The request: Set the data down again, exactly as it reads, but without the pictures.

##########

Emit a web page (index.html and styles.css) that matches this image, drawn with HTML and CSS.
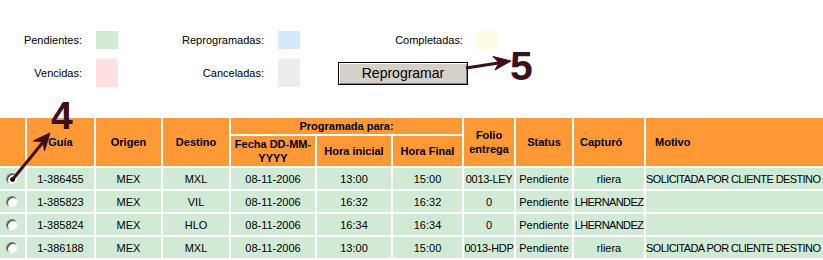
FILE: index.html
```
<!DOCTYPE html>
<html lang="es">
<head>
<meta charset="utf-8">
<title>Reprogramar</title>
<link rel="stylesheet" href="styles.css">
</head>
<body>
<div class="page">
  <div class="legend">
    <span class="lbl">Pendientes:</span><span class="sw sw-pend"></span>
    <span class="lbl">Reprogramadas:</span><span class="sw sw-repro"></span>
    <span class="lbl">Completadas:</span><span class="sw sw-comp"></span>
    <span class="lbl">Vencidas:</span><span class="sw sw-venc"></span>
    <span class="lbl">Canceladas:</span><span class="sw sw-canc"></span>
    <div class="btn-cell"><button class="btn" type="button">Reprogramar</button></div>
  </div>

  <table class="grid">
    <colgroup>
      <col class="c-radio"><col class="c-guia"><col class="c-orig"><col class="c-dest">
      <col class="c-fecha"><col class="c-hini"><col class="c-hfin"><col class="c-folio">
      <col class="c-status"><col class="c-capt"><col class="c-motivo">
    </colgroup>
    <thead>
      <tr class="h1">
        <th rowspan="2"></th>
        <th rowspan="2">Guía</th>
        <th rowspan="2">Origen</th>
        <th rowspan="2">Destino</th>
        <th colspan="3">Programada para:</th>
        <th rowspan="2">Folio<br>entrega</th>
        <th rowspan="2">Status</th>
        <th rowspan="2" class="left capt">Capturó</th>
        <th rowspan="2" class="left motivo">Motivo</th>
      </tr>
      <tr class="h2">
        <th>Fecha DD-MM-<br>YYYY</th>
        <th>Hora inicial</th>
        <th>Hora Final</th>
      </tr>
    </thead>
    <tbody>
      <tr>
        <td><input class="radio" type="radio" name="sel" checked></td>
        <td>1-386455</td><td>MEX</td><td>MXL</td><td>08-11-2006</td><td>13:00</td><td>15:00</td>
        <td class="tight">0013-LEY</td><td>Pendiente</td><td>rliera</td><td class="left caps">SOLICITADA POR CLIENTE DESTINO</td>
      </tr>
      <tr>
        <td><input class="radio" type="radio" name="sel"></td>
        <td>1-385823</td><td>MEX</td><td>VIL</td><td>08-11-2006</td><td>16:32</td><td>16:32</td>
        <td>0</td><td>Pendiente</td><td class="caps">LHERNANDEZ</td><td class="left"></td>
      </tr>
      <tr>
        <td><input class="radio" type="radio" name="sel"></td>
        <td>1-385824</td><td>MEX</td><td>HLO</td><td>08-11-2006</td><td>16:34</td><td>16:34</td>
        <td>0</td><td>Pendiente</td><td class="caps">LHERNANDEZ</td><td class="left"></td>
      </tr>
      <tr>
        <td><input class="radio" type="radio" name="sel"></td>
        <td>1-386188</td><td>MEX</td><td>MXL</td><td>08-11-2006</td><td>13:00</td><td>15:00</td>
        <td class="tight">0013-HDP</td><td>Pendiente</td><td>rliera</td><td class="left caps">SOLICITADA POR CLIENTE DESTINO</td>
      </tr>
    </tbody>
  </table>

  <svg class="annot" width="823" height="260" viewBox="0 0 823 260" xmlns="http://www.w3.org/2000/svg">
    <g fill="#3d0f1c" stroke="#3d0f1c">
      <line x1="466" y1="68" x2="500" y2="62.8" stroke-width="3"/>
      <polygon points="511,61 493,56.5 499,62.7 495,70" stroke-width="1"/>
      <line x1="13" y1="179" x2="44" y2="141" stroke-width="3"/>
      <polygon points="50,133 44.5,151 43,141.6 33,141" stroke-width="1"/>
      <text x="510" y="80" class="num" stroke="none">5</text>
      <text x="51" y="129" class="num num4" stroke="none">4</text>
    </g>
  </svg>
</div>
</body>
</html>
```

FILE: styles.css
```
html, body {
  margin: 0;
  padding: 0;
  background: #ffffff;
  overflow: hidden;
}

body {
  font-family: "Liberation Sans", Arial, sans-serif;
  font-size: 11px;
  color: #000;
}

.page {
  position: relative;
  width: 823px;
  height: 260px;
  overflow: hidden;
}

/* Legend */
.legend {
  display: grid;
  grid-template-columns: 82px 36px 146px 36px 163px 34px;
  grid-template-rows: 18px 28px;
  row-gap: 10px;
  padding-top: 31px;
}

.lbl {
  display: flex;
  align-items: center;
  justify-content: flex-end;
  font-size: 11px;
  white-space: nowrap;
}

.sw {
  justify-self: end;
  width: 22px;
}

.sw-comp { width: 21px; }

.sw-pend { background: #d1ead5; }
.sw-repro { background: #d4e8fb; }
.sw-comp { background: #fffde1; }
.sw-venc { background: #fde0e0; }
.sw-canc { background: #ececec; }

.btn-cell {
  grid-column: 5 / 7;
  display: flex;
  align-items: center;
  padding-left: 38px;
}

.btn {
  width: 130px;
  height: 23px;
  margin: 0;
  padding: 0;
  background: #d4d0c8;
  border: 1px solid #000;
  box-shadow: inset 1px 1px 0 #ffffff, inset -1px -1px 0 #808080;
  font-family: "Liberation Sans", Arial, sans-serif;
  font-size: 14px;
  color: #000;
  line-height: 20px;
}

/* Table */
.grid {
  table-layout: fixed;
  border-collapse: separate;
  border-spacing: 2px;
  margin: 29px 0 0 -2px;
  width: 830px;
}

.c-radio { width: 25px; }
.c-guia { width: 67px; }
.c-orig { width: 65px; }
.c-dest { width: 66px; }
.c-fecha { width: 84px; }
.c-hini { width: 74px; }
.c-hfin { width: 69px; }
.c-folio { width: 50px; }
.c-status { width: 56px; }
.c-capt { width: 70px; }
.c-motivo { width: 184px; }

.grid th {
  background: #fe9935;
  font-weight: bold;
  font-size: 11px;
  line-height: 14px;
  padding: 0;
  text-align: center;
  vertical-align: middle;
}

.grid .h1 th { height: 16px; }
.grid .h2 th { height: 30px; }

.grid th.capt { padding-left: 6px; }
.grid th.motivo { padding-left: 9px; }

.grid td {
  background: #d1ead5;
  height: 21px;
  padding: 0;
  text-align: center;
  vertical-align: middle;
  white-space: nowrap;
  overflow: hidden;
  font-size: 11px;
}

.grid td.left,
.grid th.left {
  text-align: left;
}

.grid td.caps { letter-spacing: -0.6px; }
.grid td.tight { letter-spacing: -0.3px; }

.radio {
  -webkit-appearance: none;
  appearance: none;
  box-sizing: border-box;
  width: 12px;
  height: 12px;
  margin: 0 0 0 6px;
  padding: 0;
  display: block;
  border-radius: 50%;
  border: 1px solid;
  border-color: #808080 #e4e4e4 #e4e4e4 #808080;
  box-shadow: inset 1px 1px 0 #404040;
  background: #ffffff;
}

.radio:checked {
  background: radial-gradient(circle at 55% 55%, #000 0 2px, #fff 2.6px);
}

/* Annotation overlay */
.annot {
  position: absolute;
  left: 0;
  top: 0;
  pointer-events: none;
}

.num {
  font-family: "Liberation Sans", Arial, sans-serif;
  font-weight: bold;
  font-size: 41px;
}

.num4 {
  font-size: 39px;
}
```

##########

Task output:
Emit a web page (index.html and styles.css) that matches this image, drawn with HTML and CSS.
FILE: index.html
```
<!DOCTYPE html>
<html lang="es">
<head>
<meta charset="utf-8">
<title>Reprogramar</title>
<link rel="stylesheet" href="styles.css">
</head>
<body>
<div class="page">
  <div class="legend">
    <span class="lbl">Pendientes:</span><span class="sw sw-pend"></span>
    <span class="lbl">Reprogramadas:</span><span class="sw sw-repro"></span>
    <span class="lbl">Completadas:</span><span class="sw sw-comp"></span>
    <span class="lbl">Vencidas:</span><span class="sw sw-venc"></span>
    <span class="lbl">Canceladas:</span><span class="sw sw-canc"></span>
    <div class="btn-cell"><button class="btn" type="button">Reprogramar</button></div>
  </div>

  <table class="grid">
    <colgroup>
      <col class="c-radio"><col class="c-guia"><col class="c-orig"><col class="c-dest">
      <col class="c-fecha"><col class="c-hini"><col class="c-hfin"><col class="c-folio">
      <col class="c-status"><col class="c-capt"><col class="c-motivo">
    </colgroup>
    <thead>
      <tr class="h1">
        <th rowspan="2"></th>
        <th rowspan="2">Guía</th>
        <th rowspan="2">Origen</th>
        <th rowspan="2">Destino</th>
        <th colspan="3">Programada para:</th>
        <th rowspan="2">Folio<br>entrega</th>
        <th rowspan="2">Status</th>
        <th rowspan="2" class="left capt">Capturó</th>
        <th rowspan="2" class="left motivo">Motivo</th>
      </tr>
      <tr class="h2">
        <th>Fecha DD-MM-<br>YYYY</th>
        <th>Hora inicial</th>
        <th>Hora Final</th>
      </tr>
    </thead>
    <tbody>
      <tr>
        <td><input class="radio" type="radio" name="sel" checked></td>
        <td>1-386455</td><td>MEX</td><td>MXL</td><td>08-11-2006</td><td>13:00</td><td>15:00</td>
        <td class="tight">0013-LEY</td><td>Pendiente</td><td>rliera</td><td class="left caps">SOLICITADA POR CLIENTE DESTINO</td>
      </tr>
      <tr>
        <td><input class="radio" type="radio" name="sel"></td>
        <td>1-385823</td><td>MEX</td><td>VIL</td><td>08-11-2006</td><td>16:32</td><td>16:32</td>
        <td>0</td><td>Pendiente</td><td class="caps">LHERNANDEZ</td><td class="left"></td>
      </tr>
      <tr>
        <td><input class="radio" type="radio" name="sel"></td>
        <td>1-385824</td><td>MEX</td><td>HLO</td><td>08-11-2006</td><td>16:34</td><td>16:34</td>
        <td>0</td><td>Pendiente</td><td class="caps">LHERNANDEZ</td><td class="left"></td>
      </tr>
      <tr>
        <td><input class="radio" type="radio" name="sel"></td>
        <td>1-386188</td><td>MEX</td><td>MXL</td><td>08-11-2006</td><td>13:00</td><td>15:00</td>
        <td class="tight">0013-HDP</td><td>Pendiente</td><td>rliera</td><td class="left caps">SOLICITADA POR CLIENTE DESTINO</td>
      </tr>
    </tbody>
  </table>

  <svg class="annot" width="823" height="260" viewBox="0 0 823 260" xmlns="http://www.w3.org/2000/svg">
    <g fill="#3d0f1c" stroke="#3d0f1c">
      <line x1="466" y1="68" x2="500" y2="62.8" stroke-width="3"/>
      <polygon points="511,61 493,56.5 499,62.7 495,70" stroke-width="1"/>
      <line x1="13" y1="179" x2="44" y2="141" stroke-width="3"/>
      <polygon points="50,133 44.5,151 43,141.6 33,141" stroke-width="1"/>
      <text x="510" y="80" class="num" stroke="none">5</text>
      <text x="51" y="129" class="num num4" stroke="none">4</text>
    </g>
  </svg>
</div>
</body>
</html>
```

FILE: styles.css
```
html, body {
  margin: 0;
  padding: 0;
  background: #ffffff;
  overflow: hidden;
}

body {
  font-family: "Liberation Sans", Arial, sans-serif;
  font-size: 11px;
  color: #000;
}

.page {
  position: relative;
  width: 823px;
  height: 260px;
  overflow: hidden;
}

/* Legend */
.legend {
  display: grid;
  grid-template-columns: 82px 36px 146px 36px 163px 34px;
  grid-template-rows: 18px 28px;
  row-gap: 10px;
  padding-top: 31px;
}

.lbl {
  display: flex;
  align-items: center;
  justify-content: flex-end;
  font-size: 11px;
  white-space: nowrap;
}

.sw {
  justify-self: end;
  width: 22px;
}

.sw-comp { width: 21px; }

.sw-pend { background: #d1ead5; }
.sw-repro { background: #d4e8fb; }
.sw-comp { background: #fffde1; }
.sw-venc { background: #fde0e0; }
.sw-canc { background: #ececec; }

.btn-cell {
  grid-column: 5 / 7;
  display: flex;
  align-items: center;
  padding-left: 38px;
}

.btn {
  width: 130px;
  height: 23px;
  margin: 0;
  padding: 0;
  background: #d4d0c8;
  border: 1px solid #000;
  box-shadow: inset 1px 1px 0 #ffffff, inset -1px -1px 0 #808080;
  font-family: "Liberation Sans", Arial, sans-serif;
  font-size: 14px;
  color: #000;
  line-height: 20px;
}

/* Table */
.grid {
  table-layout: fixed;
  border-collapse: separate;
  border-spacing: 2px;
  margin: 29px 0 0 -2px;
  width: 830px;
}

.c-radio { width: 25px; }
.c-guia { width: 67px; }
.c-orig { width: 65px; }
.c-dest { width: 66px; }
.c-fecha { width: 84px; }
.c-hini { width: 74px; }
.c-hfin { width: 69px; }
.c-folio { width: 50px; }
.c-status { width: 56px; }
.c-capt { width: 70px; }
.c-motivo { width: 184px; }

.grid th {
  background: #fe9935;
  font-weight: bold;
  font-size: 11px;
  line-height: 14px;
  padding: 0;
  text-align: center;
  vertical-align: middle;
}

.grid .h1 th { height: 16px; }
.grid .h2 th { height: 30px; }

.grid th.capt { padding-left: 6px; }
.grid th.motivo { padding-left: 9px; }

.grid td {
  background: #d1ead5;
  height: 21px;
  padding: 0;
  text-align: center;
  vertical-align: middle;
  white-space: nowrap;
  overflow: hidden;
  font-size: 11px;
}

.grid td.left,
.grid th.left {
  text-align: left;
}

.grid td.caps { letter-spacing: -0.6px; }
.grid td.tight { letter-spacing: -0.3px; }

.radio {
  -webkit-appearance: none;
  appearance: none;
  box-sizing: border-box;
  width: 12px;
  height: 12px;
  margin: 0 0 0 6px;
  padding: 0;
  display: block;
  border-radius: 50%;
  border: 1px solid;
  border-color: #808080 #e4e4e4 #e4e4e4 #808080;
  box-shadow: inset 1px 1px 0 #404040;
  background: #ffffff;
}

.radio:checked {
  background: radial-gradient(circle at 55% 55%, #000 0 2px, #fff 2.6px);
}

/* Annotation overlay */
.annot {
  position: absolute;
  left: 0;
  top: 0;
  pointer-events: none;
}

.num {
  font-family: "Liberation Sans", Arial, sans-serif;
  font-weight: bold;
  font-size: 41px;
}

.num4 {
  font-size: 39px;
}
```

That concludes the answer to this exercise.